══ RAW DATA ══

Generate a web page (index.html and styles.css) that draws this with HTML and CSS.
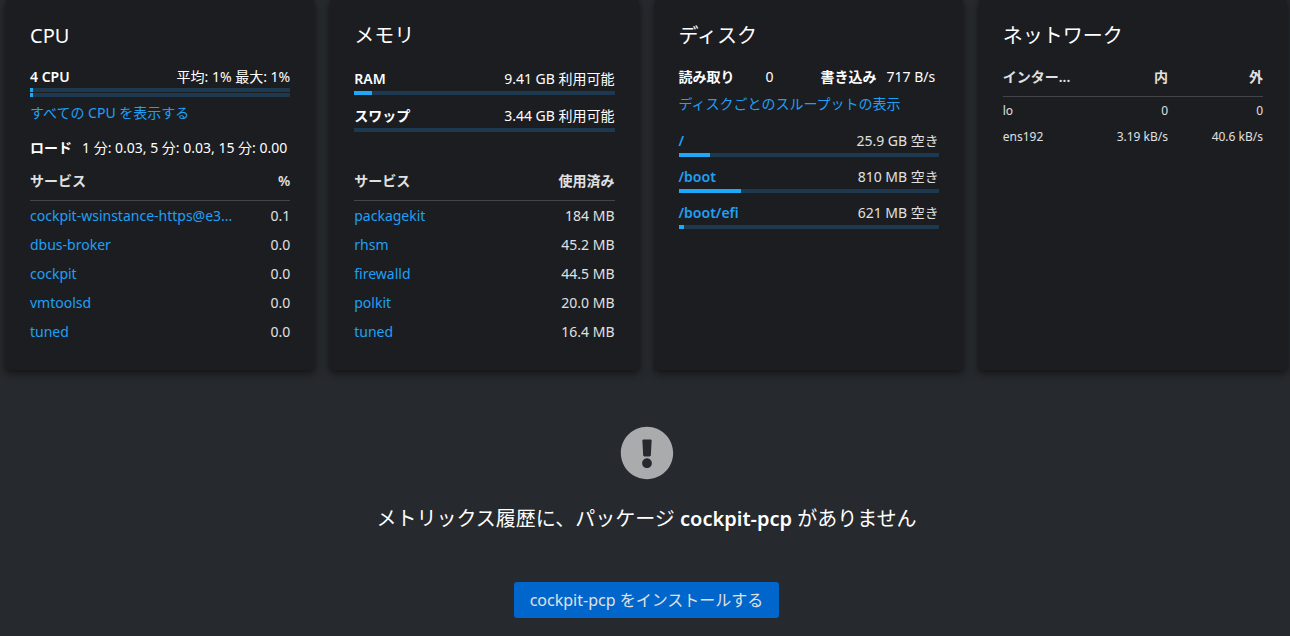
FILE: index.html
```html
<!DOCTYPE html>
<html lang="ja">
<head>
    <meta charset="UTF-8">
    <meta name="viewport" content="width=device-width, initial-scale=1.0">
    <title>メトリックスと履歴</title>
    <link rel="stylesheet" href="styles.css">
</head>
<body>

<main class="page">
    <section class="metrics">

        <article class="card">
            <h2>CPU</h2>
            <div class="cpu-usage">
                <div class="row"><strong>4 CPU</strong><span>平均: 1% 最大: 1%</span></div>
                <div class="cores">
                    <div class="bar"><div class="bar-value" style="width: 1%"></div></div>
                    <div class="bar"><div class="bar-value" style="width: 1%"></div></div>
                </div>
            </div>
            <a class="details" href="#">すべての CPU を表示する</a>
            <p class="load"><strong>ロード</strong><span>1 分: 0.03, 5 分: 0.03, 15 分: 0.00</span></p>
            <table class="services">
                <thead>
                    <tr><th>サービス</th><th>%</th></tr>
                </thead>
                <tbody>
                    <tr><td><a href="#">cockpit-wsinstance-https@e3...</a></td><td>0.1</td></tr>
                    <tr><td><a href="#">dbus-broker</a></td><td>0.0</td></tr>
                    <tr><td><a href="#">cockpit</a></td><td>0.0</td></tr>
                    <tr><td><a href="#">vmtoolsd</a></td><td>0.0</td></tr>
                    <tr><td><a href="#">tuned</a></td><td>0.0</td></tr>
                </tbody>
            </table>
        </article>

        <article class="card">
            <h2>メモリ</h2>
            <div class="memory-usage">
                <div>
                    <div class="row"><strong>RAM</strong><span>9.41 GB 利用可能</span></div>
                    <div class="bar"><div class="bar-value" style="width: 7%"></div></div>
                </div>
                <div>
                    <div class="row"><strong>スワップ</strong><span>3.44 GB 利用可能</span></div>
                    <div class="bar"><div class="bar-value" style="width: 0%"></div></div>
                </div>
            </div>
            <table class="services">
                <thead>
                    <tr><th>サービス</th><th>使用済み</th></tr>
                </thead>
                <tbody>
                    <tr><td><a href="#">packagekit</a></td><td>184 MB</td></tr>
                    <tr><td><a href="#">rhsm</a></td><td>45.2 MB</td></tr>
                    <tr><td><a href="#">firewalld</a></td><td>44.5 MB</td></tr>
                    <tr><td><a href="#">polkit</a></td><td>20.0 MB</td></tr>
                    <tr><td><a href="#">tuned</a></td><td>16.4 MB</td></tr>
                </tbody>
            </table>
        </article>

        <article class="card">
            <h2>ディスク</h2>
            <div class="disk-io">
                <strong>読み取り</strong><span>0</span>
                <strong>書き込み</strong><span>717 B/s</span>
            </div>
            <a class="details" href="#">ディスクごとのスループットの表示</a>
            <div class="mounts">
                <div>
                    <div class="row"><a href="#">/</a><span>25.9 GB 空き</span></div>
                    <div class="bar"><div class="bar-value" style="width: 12%"></div></div>
                </div>
                <div>
                    <div class="row"><a href="#">/boot</a><span>810 MB 空き</span></div>
                    <div class="bar"><div class="bar-value" style="width: 24%"></div></div>
                </div>
                <div>
                    <div class="row"><a href="#">/boot/efi</a><span>621 MB 空き</span></div>
                    <div class="bar"><div class="bar-value" style="width: 2%"></div></div>
                </div>
            </div>
        </article>

        <article class="card">
            <h2>ネットワーク</h2>
            <table class="network">
                <thead>
                    <tr><th>インター...</th><th>内</th><th>外</th></tr>
                </thead>
                <tbody>
                    <tr><td>lo</td><td>0</td><td>0</td></tr>
                    <tr><td>ens192</td><td>3.19 kB/s</td><td>40.6 kB/s</td></tr>
                </tbody>
            </table>
        </article>

    </section>

    <section class="empty-state">
        <svg class="empty-icon" viewBox="0 0 512 512" aria-hidden="true">
            <path fill="currentColor" d="M504 256c0 137-111 248-248 248S8 393 8 256 119 8 256 8s248 111 248 248zm-248 50c-25.400 0-46 20.600-46 46s20.600 46 46 46 46-20.600 46-46-20.600-46-46-46zm-43.700-165.300l7.400 136c.4 6.400 5.600 11.300 12 11.300h48.600c6.400 0 11.600-4.900 12-11.300l7.400-136c.4-6.900-5.100-12.700-12-12.700h-63.400c-6.900 0-12.400 5.800-12 12.700z"/>
        </svg>
        <h1>メトリックス履歴に、パッケージ <strong>cockpit-pcp</strong> がありません</h1>
        <button type="button">cockpit-pcp をインストールする</button>
    </section>
</main>

</body>
</html>
```
FILE: styles.css
```css
/* Global Styles */
* {
    margin: 0;
    padding: 0;
    box-sizing: border-box;
}

body {
    font-family: 'Noto Sans', 'Noto Sans CJK JP', sans-serif;
    font-size: 14px;
    line-height: 21px;
    color: #e0e0e0;
    background-color: #26292d;
}

a {
    color: #1fa0f5;
    text-decoration: none;
}

strong {
    font-weight: 600;
}

.page {
    padding: 0 3px 18px 6px;
}

/* Metric cards */
.metrics {
    display: grid;
    grid-template-columns: repeat(4, minmax(0, 1fr));
    gap: 16px;
}

.card {
    display: flex;
    flex-direction: column;
    padding: 21px 24px 24px;
    background-color: #1b1d21;
    border-radius: 3px;
    box-shadow: 0 4px 8px rgba(3, 3, 3, 0.4), 0 0 4px rgba(3, 3, 3, 0.3);
    white-space: nowrap;
}

.card h2 {
    margin-bottom: 15px;
    font-size: 20px;
    font-weight: 400;
    line-height: 30px;
    color: #fff;
}

.row {
    display: flex;
    justify-content: space-between;
}

.cpu-usage,
.memory-usage,
.load {
    color: #fff;
}

.bar {
    height: 4px;
    background-color: #1c394f;
}

.bar-value {
    height: 100%;
    background-color: #1fa7f8;
}

.cores {
    display: grid;
    gap: 1px;
    margin: 1px 0 5px;
}

.load {
    display: flex;
    gap: 10px;
    margin: 14px 0 12px;
}

.memory-usage {
    display: grid;
    gap: 10px;
    padding-top: 2px;
}

.memory-usage .bar {
    margin-top: 2px;
}

.disk-io {
    display: grid;
    grid-template-columns: 87px 55px 66px auto;
    margin-bottom: 6px;
    color: #fff;
}

.mounts {
    display: grid;
    gap: 9px;
    margin-top: 16px;
}

.mounts .bar {
    margin-top: 2px;
}

.mounts a {
    font-weight: 600;
}

/* Tables */
table {
    width: 100%;
    border-collapse: separate;
    border-spacing: 0;
}

th {
    height: 31px;
    padding-bottom: 9px;
    border-bottom: 1px solid #444548;
    font-weight: 600;
    text-align: right;
}

td {
    text-align: right;
}

th:first-child,
td:first-child {
    text-align: left;
}

.services {
    margin-top: auto;
}

.services td {
    height: 29px;
}

.network {
    table-layout: fixed;
}

.network th:first-child {
    width: 27%;
}

.network td {
    height: 26px;
    font-size: 12px;
}

/* Empty state */
.empty-state {
    display: flex;
    flex-direction: column;
    align-items: center;
    padding-top: 56px;
    text-align: center;
}

.empty-icon {
    width: 54px;
    height: 54px;
    margin-bottom: 24px;
    color: #aaabac;
}

h1 {
    margin-bottom: 48px;
    font-size: 20px;
    font-weight: 400;
    line-height: 30px;
    color: #fff;
}

button {
    padding: 6px 16px;
    border: none;
    border-radius: 3px;
    background-color: #06c;
    color: #e0e0e0;
    font-family: inherit;
    font-size: 16px;
    line-height: 24px;
    cursor: pointer;
}

button:hover {
    background-color: #004080;
}
```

═══

# WHAT IS EXPECTED
Make an exact reproduction of the listing above, without any pictures.

# WRITTEN RESPONSE
Generate a web page (index.html and styles.css) that draws this with HTML and CSS.
FILE: index.html
```html
<!DOCTYPE html>
<html lang="ja">
<head>
    <meta charset="UTF-8">
    <meta name="viewport" content="width=device-width, initial-scale=1.0">
    <title>メトリックスと履歴</title>
    <link rel="stylesheet" href="styles.css">
</head>
<body>

<main class="page">
    <section class="metrics">

        <article class="card">
            <h2>CPU</h2>
            <div class="cpu-usage">
                <div class="row"><strong>4 CPU</strong><span>平均: 1% 最大: 1%</span></div>
                <div class="cores">
                    <div class="bar"><div class="bar-value" style="width: 1%"></div></div>
                    <div class="bar"><div class="bar-value" style="width: 1%"></div></div>
                </div>
            </div>
            <a class="details" href="#">すべての CPU を表示する</a>
            <p class="load"><strong>ロード</strong><span>1 分: 0.03, 5 分: 0.03, 15 分: 0.00</span></p>
            <table class="services">
                <thead>
                    <tr><th>サービス</th><th>%</th></tr>
                </thead>
                <tbody>
                    <tr><td><a href="#">cockpit-wsinstance-https@e3...</a></td><td>0.1</td></tr>
                    <tr><td><a href="#">dbus-broker</a></td><td>0.0</td></tr>
                    <tr><td><a href="#">cockpit</a></td><td>0.0</td></tr>
                    <tr><td><a href="#">vmtoolsd</a></td><td>0.0</td></tr>
                    <tr><td><a href="#">tuned</a></td><td>0.0</td></tr>
                </tbody>
            </table>
        </article>

        <article class="card">
            <h2>メモリ</h2>
            <div class="memory-usage">
                <div>
                    <div class="row"><strong>RAM</strong><span>9.41 GB 利用可能</span></div>
                    <div class="bar"><div class="bar-value" style="width: 7%"></div></div>
                </div>
                <div>
                    <div class="row"><strong>スワップ</strong><span>3.44 GB 利用可能</span></div>
                    <div class="bar"><div class="bar-value" style="width: 0%"></div></div>
                </div>
            </div>
            <table class="services">
                <thead>
                    <tr><th>サービス</th><th>使用済み</th></tr>
                </thead>
                <tbody>
                    <tr><td><a href="#">packagekit</a></td><td>184 MB</td></tr>
                    <tr><td><a href="#">rhsm</a></td><td>45.2 MB</td></tr>
                    <tr><td><a href="#">firewalld</a></td><td>44.5 MB</td></tr>
                    <tr><td><a href="#">polkit</a></td><td>20.0 MB</td></tr>
                    <tr><td><a href="#">tuned</a></td><td>16.4 MB</td></tr>
                </tbody>
            </table>
        </article>

        <article class="card">
            <h2>ディスク</h2>
            <div class="disk-io">
                <strong>読み取り</strong><span>0</span>
                <strong>書き込み</strong><span>717 B/s</span>
            </div>
            <a class="details" href="#">ディスクごとのスループットの表示</a>
            <div class="mounts">
                <div>
                    <div class="row"><a href="#">/</a><span>25.9 GB 空き</span></div>
                    <div class="bar"><div class="bar-value" style="width: 12%"></div></div>
                </div>
                <div>
                    <div class="row"><a href="#">/boot</a><span>810 MB 空き</span></div>
                    <div class="bar"><div class="bar-value" style="width: 24%"></div></div>
                </div>
                <div>
                    <div class="row"><a href="#">/boot/efi</a><span>621 MB 空き</span></div>
                    <div class="bar"><div class="bar-value" style="width: 2%"></div></div>
                </div>
            </div>
        </article>

        <article class="card">
            <h2>ネットワーク</h2>
            <table class="network">
                <thead>
                    <tr><th>インター...</th><th>内</th><th>外</th></tr>
                </thead>
                <tbody>
                    <tr><td>lo</td><td>0</td><td>0</td></tr>
                    <tr><td>ens192</td><td>3.19 kB/s</td><td>40.6 kB/s</td></tr>
                </tbody>
            </table>
        </article>

    </section>

    <section class="empty-state">
        <svg class="empty-icon" viewBox="0 0 512 512" aria-hidden="true">
            <path fill="currentColor" d="M504 256c0 137-111 248-248 248S8 393 8 256 119 8 256 8s248 111 248 248zm-248 50c-25.400 0-46 20.600-46 46s20.600 46 46 46 46-20.600 46-46-20.600-46-46-46zm-43.700-165.300l7.400 136c.4 6.400 5.600 11.300 12 11.300h48.600c6.400 0 11.600-4.900 12-11.300l7.400-136c.4-6.900-5.100-12.700-12-12.700h-63.400c-6.900 0-12.400 5.800-12 12.700z"/>
        </svg>
        <h1>メトリックス履歴に、パッケージ <strong>cockpit-pcp</strong> がありません</h1>
        <button type="button">cockpit-pcp をインストールする</button>
    </section>
</main>

</body>
</html>
```
FILE: styles.css
```css
/* Global Styles */
* {
    margin: 0;
    padding: 0;
    box-sizing: border-box;
}

body {
    font-family: 'Noto Sans', 'Noto Sans CJK JP', sans-serif;
    font-size: 14px;
    line-height: 21px;
    color: #e0e0e0;
    background-color: #26292d;
}

a {
    color: #1fa0f5;
    text-decoration: none;
}

strong {
    font-weight: 600;
}

.page {
    padding: 0 3px 18px 6px;
}

/* Metric cards */
.metrics {
    display: grid;
    grid-template-columns: repeat(4, minmax(0, 1fr));
    gap: 16px;
}

.card {
    display: flex;
    flex-direction: column;
    padding: 21px 24px 24px;
    background-color: #1b1d21;
    border-radius: 3px;
    box-shadow: 0 4px 8px rgba(3, 3, 3, 0.4), 0 0 4px rgba(3, 3, 3, 0.3);
    white-space: nowrap;
}

.card h2 {
    margin-bottom: 15px;
    font-size: 20px;
    font-weight: 400;
    line-height: 30px;
    color: #fff;
}

.row {
    display: flex;
    justify-content: space-between;
}

.cpu-usage,
.memory-usage,
.load {
    color: #fff;
}

.bar {
    height: 4px;
    background-color: #1c394f;
}

.bar-value {
    height: 100%;
    background-color: #1fa7f8;
}

.cores {
    display: grid;
    gap: 1px;
    margin: 1px 0 5px;
}

.load {
    display: flex;
    gap: 10px;
    margin: 14px 0 12px;
}

.memory-usage {
    display: grid;
    gap: 10px;
    padding-top: 2px;
}

.memory-usage .bar {
    margin-top: 2px;
}

.disk-io {
    display: grid;
    grid-template-columns: 87px 55px 66px auto;
    margin-bottom: 6px;
    color: #fff;
}

.mounts {
    display: grid;
    gap: 9px;
    margin-top: 16px;
}

.mounts .bar {
    margin-top: 2px;
}

.mounts a {
    font-weight: 600;
}

/* Tables */
table {
    width: 100%;
    border-collapse: separate;
    border-spacing: 0;
}

th {
    height: 31px;
    padding-bottom: 9px;
    border-bottom: 1px solid #444548;
    font-weight: 600;
    text-align: right;
}

td {
    text-align: right;
}

th:first-child,
td:first-child {
    text-align: left;
}

.services {
    margin-top: auto;
}

.services td {
    height: 29px;
}

.network {
    table-layout: fixed;
}

.network th:first-child {
    width: 27%;
}

.network td {
    height: 26px;
    font-size: 12px;
}

/* Empty state */
.empty-state {
    display: flex;
    flex-direction: column;
    align-items: center;
    padding-top: 56px;
    text-align: center;
}

.empty-icon {
    width: 54px;
    height: 54px;
    margin-bottom: 24px;
    color: #aaabac;
}

h1 {
    margin-bottom: 48px;
    font-size: 20px;
    font-weight: 400;
    line-height: 30px;
    color: #fff;
}

button {
    padding: 6px 16px;
    border: none;
    border-radius: 3px;
    background-color: #06c;
    color: #e0e0e0;
    font-family: inherit;
    font-size: 16px;
    line-height: 24px;
    cursor: pointer;
}

button:hover {
    background-color: #004080;
}
```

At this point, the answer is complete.